Kini, di abad milenial, produk kain tenun ATBM tetap bertahan dengan cirinya yang 100 persen buatan tangan. Nilai eksklusif inilah yang membuat tenun ATBM Majalaya dan Paseh tetap bertahan hampir 1 abad lamanya.
Satu set kain tenun ATBM berikut selendang harganya ada di kisaran Rp 1,5 juta. Jika motif atau ornamennya lebih rumit, serta bahan benangnya dari sutra, harganya bisa melonjak sampai lebih dari Rp 3 jutaan per set.
Sempat limbung beberapa bulan saat puncak penularan wabah Covid-19 di pertangahan tahun 2021, kini permintaan tenun dari Medan, Jakarta, dan Bandung, sebagai pasar utama, mulai kembali bergeliat.
Generasi ke 3 pengelola perusahaan tenun ATBM Kampung Pacinaan, Asep Amar (45 tahun), mulai memasok kebutuhan pasar dengan produksi rata-rata 25 set kain tenun per minggu. Plus tenun akar wangi khusus untuk pasokan ke Garut.

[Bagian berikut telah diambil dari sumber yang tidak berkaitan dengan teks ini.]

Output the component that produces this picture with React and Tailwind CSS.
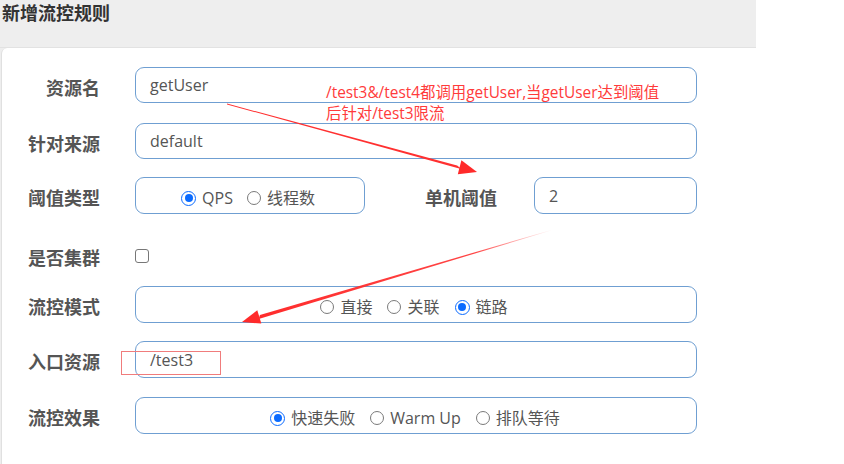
import React from "react";

const FONT = { fontFamily: '"Open Sans", "Noto Sans CJK SC", sans-serif' };

function Radio({ checked, label }) {
  return (
    <span className="flex items-center">
      {checked ? (
        <span className="flex h-[15px] w-[15px] items-center justify-center rounded-full border-[1.5px] border-[#0b6bff] bg-white">
          <span className="h-[8px] w-[8px] rounded-full bg-[#0b6bff]" />
        </span>
      ) : (
        <span className="h-[14px] w-[14px] rounded-full border border-[#7a7a7a] bg-white" />
      )}
      <span className="ml-[6px] text-[16px] text-[#555]">{label}</span>
    </span>
  );
}

function Label({ children, className = "" }) {
  return (
    <div className={`pt-[6px] text-right text-[18px] font-bold text-[#555] ${className}`}>
      {children}
    </div>
  );
}

function Box({ children, className = "" }) {
  return (
    <div
      className={`flex h-full items-center rounded-[9px] border border-[#6f9fd2] bg-white text-[16px] text-[#555] ${className}`}
    >
      {children}
    </div>
  );
}

function Row({ label, className = "", children }) {
  return (
    <div className={`flex items-center ${className}`}>
      <Label className="w-[98px]">{label}</Label>
      <div className="ml-[35px] flex h-full items-center">{children}</div>
    </div>
  );
}

export default function App() {
  return (
    <div className="relative h-[464px] w-[844px] overflow-hidden bg-white" style={FONT}>
      <div className="flex h-[464px] w-[756px] flex-col bg-[#eeeeee]">
        <div className="h-[48px] border-b border-[#e2e2e2] pl-[2px]">
          <h1 className="text-[18px] font-bold leading-[26px] text-[#333]">新增流控规则</h1>
        </div>
        <div className="ml-[1px] flex flex-1 flex-col rounded-tl-[6px] border-l border-[#e0e0e0] bg-white pt-[19px]">
          <Row label="资源名" className="h-[36px]">
            <Box className="w-[562px] pl-[14px]">getUser</Box>
          </Row>
          <Row label="针对来源" className="mt-[20px] h-[36px]">
            <Box className="w-[562px] pl-[14px]">default</Box>
          </Row>
          <Row label="阈值类型" className="mt-[18px] h-[37px]">
            <Box className="w-[230px] justify-center gap-[14px] pr-[4px] pt-[5px]">
              <Radio checked label="QPS" />
              <Radio label="线程数" />
            </Box>
            <Label className="ml-[34px] w-[98px]">单机阈值</Label>
            <div className="ml-[37px] h-full">
              <Box className="w-[163px] pl-[14px]">2</Box>
            </div>
          </Row>
          <Row label="是否集群" className="mt-[23px] h-[37px]">
            <span className="h-[14px] w-[14px] rounded-[3px] border border-[#777] bg-white" />
          </Row>
          <Row label="流控模式" className="mt-[12px] h-[37px]">
            <Box className="w-[562px] justify-center gap-[15px] pr-[4px] pt-[5px]">
              <Radio label="直接" />
              <Radio label="关联" />
              <Radio checked label="链路" />
            </Box>
          </Row>
          <Row label="入口资源" className="mt-[18px] h-[37px]">
            <Box className="w-[562px] pl-[14px]">/test3</Box>
          </Row>
          <Row label="流控效果" className="mt-[19px] h-[37px]">
            <Box className="w-[562px] justify-center gap-[15px] pr-[2px] pt-[5px]">
              <Radio checked label="快速失败" />
              <Radio label="Warm Up" />
              <Radio label="排队等待" />
            </Box>
          </Row>
        </div>
      </div>

      {/* note written over the form */}
      <div className="absolute left-[326px] top-[82px] text-[15.4px] leading-[21px] text-[#ff3b3b]">
        <div>/test3&amp;/test4都调用getUser,当getUser达到阈值</div>
        <div>后针对/test3限流</div>
      </div>

      {/* highlight frame around the entry resource value */}
      <div className="absolute left-[121px] top-[351px] h-[24px] w-[100px] border border-[#f07c7c]" />

      {/* pointer arrows */}
      <svg className="pointer-events-none absolute left-0 top-0" width="844" height="464">
        <defs>
          <linearGradient id="fade" x1="552" y1="230" x2="242" y2="322" gradientUnits="userSpaceOnUse">
            <stop offset="0" stopColor="#ff3030" stopOpacity="0" />
            <stop offset="0.25" stopColor="#ff3030" stopOpacity="0.9" />
            <stop offset="1" stopColor="#ff2a2a" />
          </linearGradient>
        </defs>
        <polygon points="227,103.6 227,104.4 461.9,169.2 457.1,165.4" fill="#ff3030" />
        <polygon points="477,172 457.8,174.3 461.4,160.3" fill="#ff2a2a" />
        <polygon points="552,229.8 552,230.2 258.7,318.9 259.9,314.9" fill="url(#fade)" />
        <polygon points="242,322 261.3,323.6 257.3,310.2" fill="#ff2a2a" />
      </svg>
    </div>
  );
}
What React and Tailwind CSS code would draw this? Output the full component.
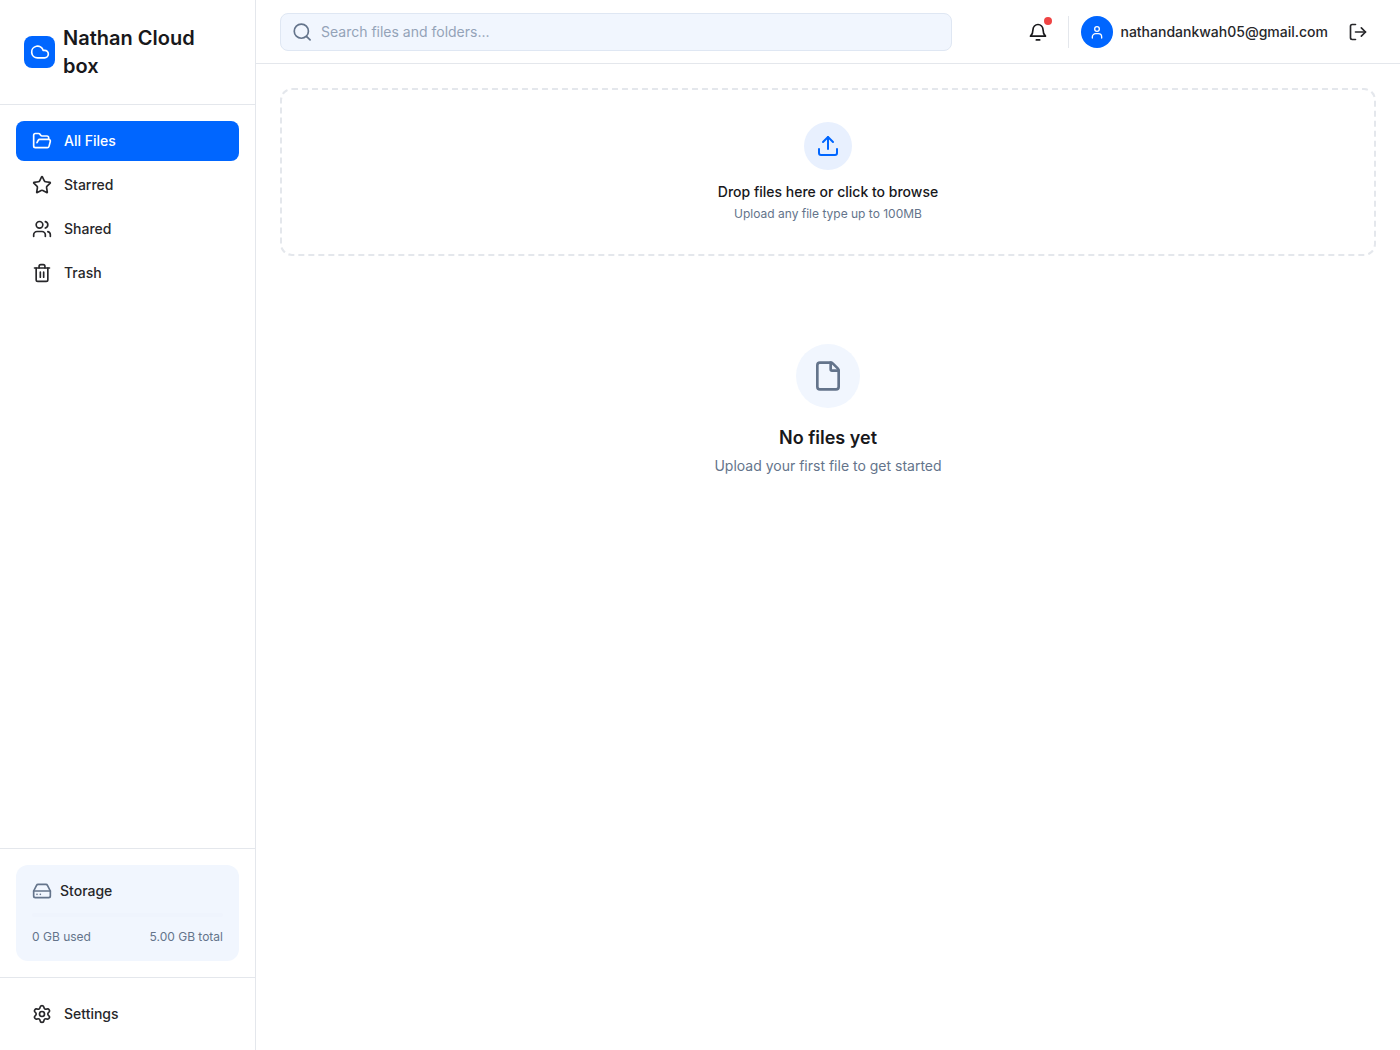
import { Cloud, File, FolderOpen, HardDrive, Settings, Star, Upload, Users } from "lucide-react";

const NAV_ITEMS = [
  { label: "All Files", icon: FolderOpen, active: true },
  { label: "Starred", icon: Star },
  { label: "Shared", icon: Users },
  { label: "Trash", icon: TrashIcon },
];

function SearchIcon({ className }) {
  return (
    <svg className={className} viewBox="0 0 24 24" fill="none" stroke="currentColor" strokeWidth="2" strokeLinecap="round">
      <circle cx="10" cy="11" r="8.5" />
      <path d="M16.5 17.5 20.5 21.5" />
    </svg>
  );
}

function TrashIcon({ className }) {
  return (
    <svg className={className} viewBox="0 0 24 24" fill="none" stroke="currentColor" strokeWidth="2" strokeLinecap="round" strokeLinejoin="round">
      <path d="M3 6h18" />
      <path d="M8.5 6V4a2 2 0 0 1 2-2h3a2 2 0 0 1 2 2v2" />
      <path d="M5 6v14a2 2 0 0 0 2 2h10a2 2 0 0 0 2-2V6" />
      <path d="M10 11v6M14 11v6" />
    </svg>
  );
}

function BellIcon({ className }) {
  return (
    <svg className={className} viewBox="0 0 24 24" fill="none" stroke="currentColor" strokeWidth="2" strokeLinecap="round" strokeLinejoin="round">
      <path d="M6 9a6 6 0 1 1 12 0c0 4 1 6 3 8H3c2-2 3-4 3-8z" />
      <path d="M10 21.5h4" />
    </svg>
  );
}

function UserIcon({ className }) {
  return (
    <svg className={className} viewBox="0 0 24 24" fill="none" stroke="currentColor" strokeWidth="2" strokeLinecap="round">
      <circle cx="12" cy="7.5" r="3.5" />
      <path d="M5 21v-1.5a5 5 0 0 1 5-5h4a5 5 0 0 1 5 5V21" />
    </svg>
  );
}

function LogoutIcon({ className }) {
  return (
    <svg className={className} viewBox="0 0 24 24" fill="none" stroke="currentColor" strokeWidth="2" strokeLinecap="round" strokeLinejoin="round">
      <path d="M9 3H5a2 2 0 0 0-2 2v14a2 2 0 0 0 2 2h4" />
      <path d="M9 12h12" />
      <path d="M16 7l5 5-5 5" />
    </svg>
  );
}

function NavItem({ label, icon: Icon, active }) {
  return (
    <a
      className={
        active
          ? "flex h-10 items-center gap-3 rounded-lg bg-[#0066ff] px-4 text-sm font-medium text-white"
          : "flex h-10 items-center gap-3 rounded-lg px-4 text-sm font-medium text-[#27272a]"
      }
    >
      <Icon className="h-5 w-5 shrink-0" strokeWidth={2} />
      <span>{label}</span>
    </a>
  );
}

function Sidebar() {
  return (
    <aside className="flex h-full w-64 shrink-0 flex-col border-r border-[#e4e7ec]">
      <div className="flex h-[105px] items-center gap-2 border-b border-[#e4e7ec] px-6">
        <div className="flex h-8 w-[31px] shrink-0 items-center justify-center rounded-lg bg-[#0066ff]">
          <Cloud className="h-5 w-5 text-white" strokeWidth={2} />
        </div>
        <h1 className="text-xl leading-7 font-semibold text-[#18181b]">Nathan Cloud box</h1>
      </div>
      <nav className="flex flex-1 flex-col gap-1 p-4">
        {NAV_ITEMS.map((item) => (
          <NavItem key={item.label} {...item} />
        ))}
      </nav>
      <div className="border-t border-[#e4e7ec] p-4">
        <div className="rounded-xl bg-[#f1f6fe] p-4">
          <div className="flex items-center gap-2">
            <HardDrive className="h-5 w-5 text-[#64748b]" strokeWidth={2} />
            <span className="text-sm font-medium text-[#27272a]">Storage</span>
          </div>
          <div className="mt-3 h-1 rounded-full bg-[#eff4fd]" />
          <div className="mt-3 flex justify-between text-xs leading-4 text-[#64748b]">
            <span>0 GB used</span>
            <span>5.00 GB total</span>
          </div>
        </div>
      </div>
      <div className="border-t border-[#e4e7ec] p-4">
        <NavItem label="Settings" icon={Settings} />
      </div>
    </aside>
  );
}

function Header() {
  return (
    <header className="flex h-16 shrink-0 items-center justify-between border-b border-[#e4e7ec] px-6">
      <div className="flex h-[38px] w-[672px] items-center gap-2 rounded-lg border border-[#dfe7f3] bg-[#f1f6fe] px-3">
        <SearchIcon className="h-5 w-5 text-[#64748b]" />
        <span className="text-sm text-[#94a3b8]">Search files and folders...</span>
      </div>
      <div className="flex items-center">
        <div className="relative mr-5">
          <BellIcon className="h-5 w-5 text-[#18181b]" />
          <span className="absolute -top-[5px] -right-1 h-2 w-2 rounded-full bg-[#ef4444]" />
        </div>
        <div className="mr-3 h-8 w-px bg-[#e4e7ec]" />
        <div className="mr-[7px] flex h-8 w-8 items-center justify-center rounded-full bg-[#0066ff]">
          <UserIcon className="h-4 w-4 text-white" />
        </div>
        <span className="mr-5 text-sm font-medium text-[#27272a]">nathandankwah05@gmail.com</span>
        <LogoutIcon className="mr-2 h-5 w-5 text-[#27272a]" />
      </div>
    </header>
  );
}

export default function App() {
  return (
    <div className="flex h-[1050px] bg-white font-['Inter',sans-serif]">
      <Sidebar />
      <main className="flex min-w-0 flex-1 flex-col">
        <Header />
        <div className="p-6">
          <div className="flex h-[168px] flex-col items-center justify-center rounded-xl border-2 border-dashed border-[#e4e7ec]">
            <div className="flex h-12 w-12 items-center justify-center rounded-full bg-[#e8f0fe]">
              <Upload className="h-6 w-6 text-[#0066ff]" strokeWidth={2} />
            </div>
            <p className="mt-3 text-sm font-medium text-[#18181b]">Drop files here or click to browse</p>
            <p className="mt-1 text-xs text-[#64748b]">Upload any file type up to 100MB</p>
          </div>
          <div className="mt-[88px] flex flex-col items-center">
            <div className="flex h-16 w-16 items-center justify-center rounded-full bg-[#f1f6fe]">
              <File className="h-8 w-8 text-[#64748b]" strokeWidth={2} />
            </div>
            <h2 className="mt-4 text-lg font-semibold text-[#18181b]">No files yet</h2>
            <p className="mt-1 text-sm text-[#64748b]">Upload your first file to get started</p>
          </div>
        </div>
      </main>
    </div>
  );
}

Masih generasi ke-3 pelaku industri tenun ATBM di Kampung Kadatuan, Ilyas Suparjadireja (33 tahun), kembali bisa bernapas lega setelah 20 pekerja kembali disibukkan dengan order pesanan kain tenun.
Ilyas yang masih kerabat dekat Asep Amar, mampu memasok kain tenun antara 25-30 set kain tenun per minggu. Ilyas bermitra dengan Asep Amar di bidang produksi tenun untuk pasokan ke Medan, Jakarta, dan Bandung.
Asep mengakui sempat ada program pembinaan pelaku usaha tenun ATBM dengan Bank Indonesia yang menginisiasi pengembangan industri tenun khas Majalaya dengan syarat semua kebutuhan bahan baku dan sumber dayanya harus lokal.